Bonnell, a lifelong Macomb County resident who medically retired from the U.S. military after 24 years of service, said he would put people before the party.

“I don’t want to be a politician. I want to be a representative,” Bonnell said.

He added, “I don’t care what the Republicans tell me. I don’t care what the Democrats tell me. If it’s right for the people, I’ll vote for it. If it’s wrong, I won’t. I just want to do my job and go home. I don’t want to make a career out of it. I just want to do my duty, get relieved and go home.”

Warner, of Warren, was previously elected to three four-year terms on the Warren City Council from 2007 to 2019. He has associate of applied science degrees in marketing and management from Macomb Community College and works as a production associate for Becker Orthopedic.

“I basically just want to carry it on to the next level,” Warner said. “It’s an open seat, so maybe a change of venue on my part and a change of direction on the part of the electors might do some good.

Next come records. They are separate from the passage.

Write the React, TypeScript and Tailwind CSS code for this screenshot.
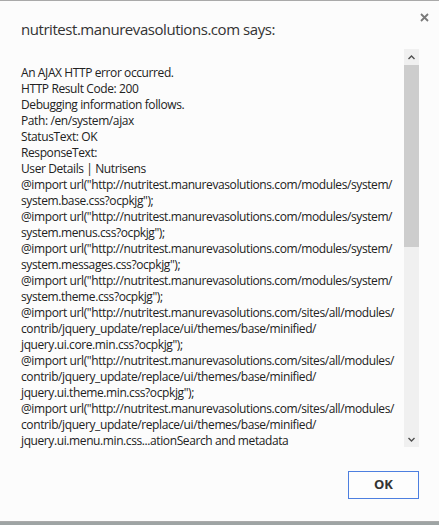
import React from 'react'

const lines = [
  '',
  'An AJAX HTTP error occurred.',
  'HTTP Result Code: 200',
  'Debugging information follows.',
  'Path: /en/system/ajax',
  'StatusText: OK',
  'ResponseText:',
  'User Details | Nutrisens',
  '@import url("http://nutritest.manurevasolutions.com/modules/system/',
  'system.base.css?ocpkjg");',
  '@import url("http://nutritest.manurevasolutions.com/modules/system/',
  'system.menus.css?ocpkjg");',
  '@import url("http://nutritest.manurevasolutions.com/modules/system/',
  'system.messages.css?ocpkjg");',
  '@import url("http://nutritest.manurevasolutions.com/modules/system/',
  'system.theme.css?ocpkjg");',
  '@import url("http://nutritest.manurevasolutions.com/sites/all/modules/',
  'contrib/jquery_update/replace/ui/themes/base/minified/',
  'jquery.ui.core.min.css?ocpkjg");',
  '@import url("http://nutritest.manurevasolutions.com/sites/all/modules/',
  'contrib/jquery_update/replace/ui/themes/base/minified/',
  'jquery.ui.theme.min.css?ocpkjg");',
  '@import url("http://nutritest.manurevasolutions.com/sites/all/modules/',
  'contrib/jquery_update/replace/ui/themes/base/minified/',
  'jquery.ui.menu.min.css...ationSearch and metadata',
]

export default function App() {
  return (
    <div className="w-[439px] h-[525px] flex flex-col bg-[#9ea4a4] font-['Open_Sans',sans-serif]">
      <div className="relative flex-1 flex flex-col bg-[#fcfcfc] border-t border-b border-[#a9a9a9]">
        {/* Close */}
        <button className="absolute top-[9px] right-[8px] w-[14px] h-[14px] flex items-center justify-center">
          <svg width="9" height="9" viewBox="0 0 9 9">
            <path d="M1 1 L8 8 M8 1 L1 8" stroke="#7a7a7a" strokeWidth="1.8" />
          </svg>
        </button>

        {/* Title */}
        <div className="pl-[21px] pt-[17px] h-[48px] text-[15px] leading-[22px] tracking-[-0.45px] text-[#333]">
          nutritest.manurevasolutions.com says:
        </div>

        {/* Message */}
        <div className="ml-[21px] w-[398px] h-[398px] flex">
          <div className="flex-1 text-[12px] leading-[16px] text-[#222] tracking-[-0.4px]">
            {lines.map((l, i) => (
              <div key={i} className="h-[16px] whitespace-pre">{l}</div>
            ))}
          </div>
          <div className="w-[15px] flex flex-col bg-[#f0f0f0]">
            <div className="h-[16px] flex items-center justify-center">
              <svg width="7" height="5" viewBox="0 0 7 5">
                <path d="M0.5 4 L3.5 1 L6.5 4" stroke="#505050" strokeWidth="1.4" fill="none" />
              </svg>
            </div>
            <div className="h-[182px] bg-[#cdcdcd]" />
            <div className="flex-1" />
            <div className="h-[16px] flex items-center justify-center">
              <svg width="7" height="5" viewBox="0 0 7 5">
                <path d="M0.5 1 L3.5 4 L6.5 1" stroke="#505050" strokeWidth="1.4" fill="none" />
              </svg>
            </div>
          </div>
        </div>

        {/* Buttons */}
        <div className="flex justify-end pr-[20px] pt-[24px]">
          <button className="w-[71px] h-[28px] border border-[#4d7fe0] bg-[#fdfdfd] text-[13px] font-bold text-[#333]">
            OK
          </button>
        </div>
      </div>
      <div className="h-[3px]" />
    </div>
  )
}
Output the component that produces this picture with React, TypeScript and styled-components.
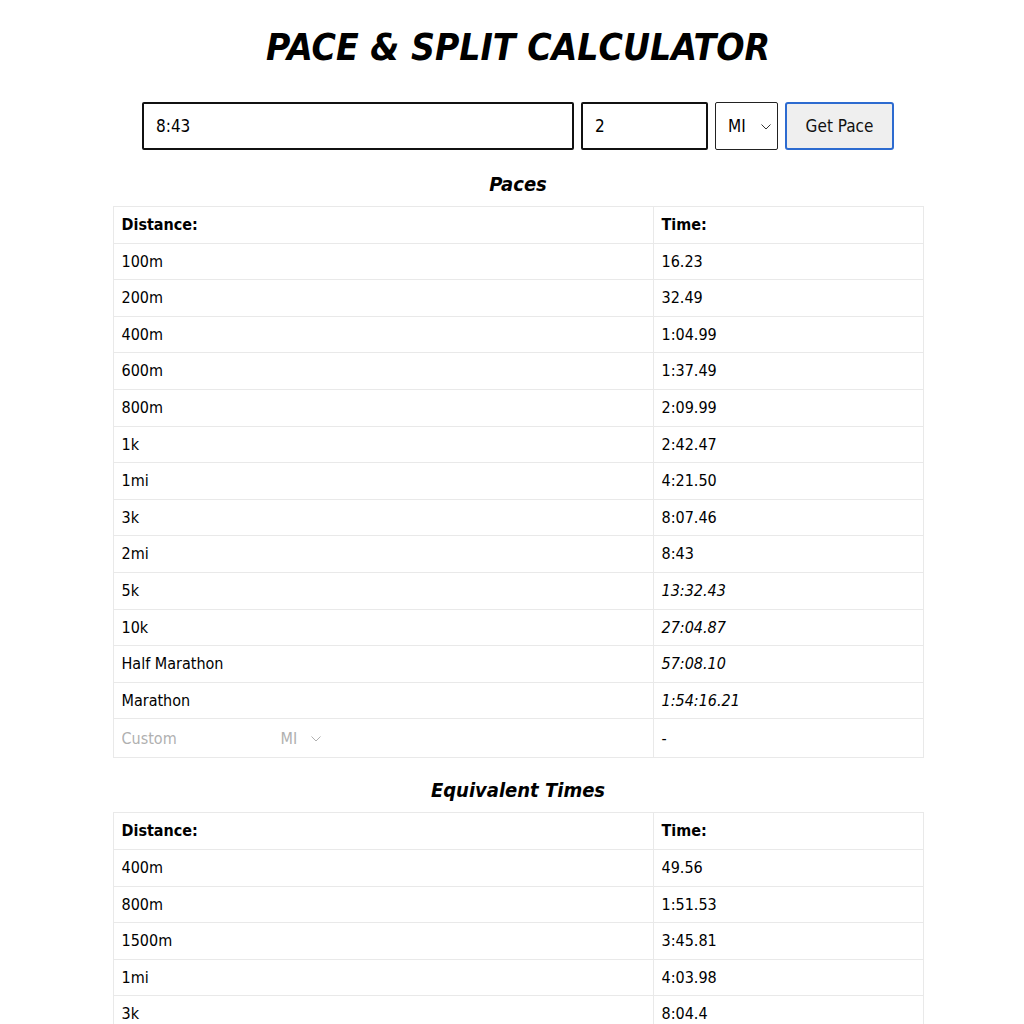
import React from "react";
import styled, { createGlobalStyle } from "styled-components";

const GlobalStyle = createGlobalStyle`
  html, body {
    margin: 0;
    padding: 0;
    background: #ffffff;
  }
  body {
    font-family: "DejaVu Sans Condensed", "DejaVu Sans", sans-serif;
    color: #000;
    font-size: 16px;
  }
`;

const Page = styled.main`
  display: flex;
  flex-direction: column;
  align-items: center;
  padding-left: 12px;
  padding-bottom: 40px;
`;

const Title = styled.h1`
  margin: 24px 0 0;
  font-size: 37px;
  line-height: 48px;
  font-weight: bold;
  font-style: italic;
`;

const Form = styled.form`
  margin-top: 30px;
  display: flex;
  gap: 7px;
  height: 48px;
`;

const TextInput = styled.input<{ $w: number }>`
  box-sizing: border-box;
  width: ${(p) => p.$w}px;
  height: 48px;
  border: 2px solid #111;
  border-radius: 2px;
  padding: 0 12px;
  font-family: inherit;
  font-size: 17px;
  color: #000;
  background: #fff;
  outline: none;
`;

const SelectWrap = styled.div<{ $w?: number }>`
  position: relative;
  display: inline-flex;
  align-items: center;
  ${(p) => (p.$w ? `width: ${p.$w}px;` : "")}
`;

const Chevron = styled.svg<{ $right: number; $color: string }>`
  position: absolute;
  right: ${(p) => p.$right}px;
  top: 50%;
  width: 10px;
  height: 6px;
  margin-top: -2px;
  pointer-events: none;
  stroke: ${(p) => p.$color};
  fill: none;
  stroke-width: 1;
`;

const UnitSelect = styled.select`
  appearance: none;
  -webkit-appearance: none;
  box-sizing: border-box;
  width: 63px;
  height: 48px;
  border: 1.5px solid #222;
  border-radius: 2px;
  padding: 0 0 0 12px;
  font-family: inherit;
  font-size: 17px;
  color: #000;
  background: #fff;
  outline: none;
`;

const Button = styled.button`
  box-sizing: border-box;
  width: 109px;
  height: 48px;
  border: 2px solid #2d6bd0;
  border-radius: 3px;
  background: #efefef;
  font-family: inherit;
  font-size: 17px;
  color: #111;
  padding: 0;
`;

const SectionTitle = styled.h2<{ $top: number }>`
  margin: ${(p) => p.$top}px 0 10px;
  font-size: 20px;
  line-height: 24px;
  font-weight: bold;
  font-style: italic;
`;

const Table = styled.table`
  width: 810px;
  border-collapse: collapse;
  table-layout: fixed;
`;

const Th = styled.th`
  text-align: left;
  font-weight: bold;
  padding: 8px;
  line-height: 19.6px;
  border: 1px solid #e9e9e9;
`;

const Td = styled.td<{ $italic?: boolean }>`
  padding: 8px;
  line-height: 19.6px;
  border: 1px solid #e9e9e9;
  font-style: ${(p) => (p.$italic ? "italic" : "normal")};
`;

const CustomCell = styled.div`
  display: flex;
  align-items: center;
  height: 22px;
`;

const CustomInput = styled.input`
  box-sizing: border-box;
  width: 159px;
  border: none;
  padding: 0;
  font-family: inherit;
  font-size: 16px;
  color: #000;
  background: transparent;
  outline: none;
  &::placeholder {
    color: #b0b0b0;
  }
`;

const CustomSelect = styled.select`
  appearance: none;
  -webkit-appearance: none;
  width: 42px;
  border: none;
  padding: 0;
  font-family: inherit;
  font-size: 16px;
  color: #b0b0b0;
  background: transparent;
  outline: none;
`;

type Row = { d: string; t: string; i?: boolean };

const paces: Row[] = [
  { d: "100m", t: "16.23" },
  { d: "200m", t: "32.49" },
  { d: "400m", t: "1:04.99" },
  { d: "600m", t: "1:37.49" },
  { d: "800m", t: "2:09.99" },
  { d: "1k", t: "2:42.47" },
  { d: "1mi", t: "4:21.50" },
  { d: "3k", t: "8:07.46" },
  { d: "2mi", t: "8:43" },
  { d: "5k", t: "13:32.43", i: true },
  { d: "10k", t: "27:04.87", i: true },
  { d: "Half Marathon", t: "57:08.10", i: true },
  { d: "Marathon", t: "1:54:16.21", i: true },
];

const equivalents: Row[] = [
  { d: "400m", t: "49.56" },
  { d: "800m", t: "1:51.53" },
  { d: "1500m", t: "3:45.81" },
  { d: "1mi", t: "4:03.98" },
  { d: "3k", t: "8:04.4" },
  { d: "5k", t: "14:03.2" },
  { d: "10k", t: "29:16.7" },
];

const ChevronIcon = ({ right, color }: { right: number; color: string }) => (
  <Chevron $right={right} $color={color} viewBox="0 0 10 6">
    <polyline points="0.5,0.5 5,5 9.5,0.5" />
  </Chevron>
);

const Header = () => (
  <>
    <colgroup>
      <col style={{ width: "540px" }} />
      <col style={{ width: "270px" }} />
    </colgroup>
    <thead>
      <tr>
        <Th>Distance:</Th>
        <Th>Time:</Th>
      </tr>
    </thead>
  </>
);

export default function App() {
  return (
    <>
      <GlobalStyle />
      <Page>
        <Title>PACE &amp; SPLIT CALCULATOR</Title>
        <Form onSubmit={(e) => e.preventDefault()}>
          <TextInput $w={432} defaultValue="8:43" />
          <TextInput $w={127} defaultValue="2" />
          <SelectWrap>
            <UnitSelect defaultValue="MI">
              <option value="MI">MI</option>
              <option value="KM">KM</option>
            </UnitSelect>
            <ChevronIcon right={7} color="#333" />
          </SelectWrap>
          <Button type="submit">Get Pace</Button>
        </Form>

        <SectionTitle $top={22}>Paces</SectionTitle>
        <Table>
          <Header />
          <tbody>
            {paces.map((r) => (
              <tr key={r.d}>
                <Td>{r.d}</Td>
                <Td $italic={r.i}>{r.t}</Td>
              </tr>
            ))}
            <tr>
              <Td>
                <CustomCell>
                  <CustomInput placeholder="Custom" />
                  <SelectWrap $w={42}>
                    <CustomSelect defaultValue="MI">
                      <option value="MI">MI</option>
                      <option value="KM">KM</option>
                    </CustomSelect>
                    <ChevronIcon right={2} color="#b0b0b0" />
                  </SelectWrap>
                </CustomCell>
              </Td>
              <Td>-</Td>
            </tr>
          </tbody>
        </Table>

        <SectionTitle $top={20}>Equivalent Times</SectionTitle>
        <Table>
          <Header />
          <tbody>
            {equivalents.map((r) => (
              <tr key={r.d}>
                <Td>{r.d}</Td>
                <Td>{r.t}</Td>
              </tr>
            ))}
          </tbody>
        </Table>
      </Page>
    </>
  );
}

“We had a Republican governor for eight years. Now that we have a Democratic governor, maybe it’s time for a Republican to hold this seat and see what can be done,” Warner said.

It would be Warner’s first time running as a Republican after three nonpartisan campaigns for City Council.

“At this junction in my political career, my nonpartisan days are over,” Warner said. “I don’t like the things that have been going on with the Democratic Party. I felt it would be more in the best interests of myself and the people I represent, running on a Republican platform.”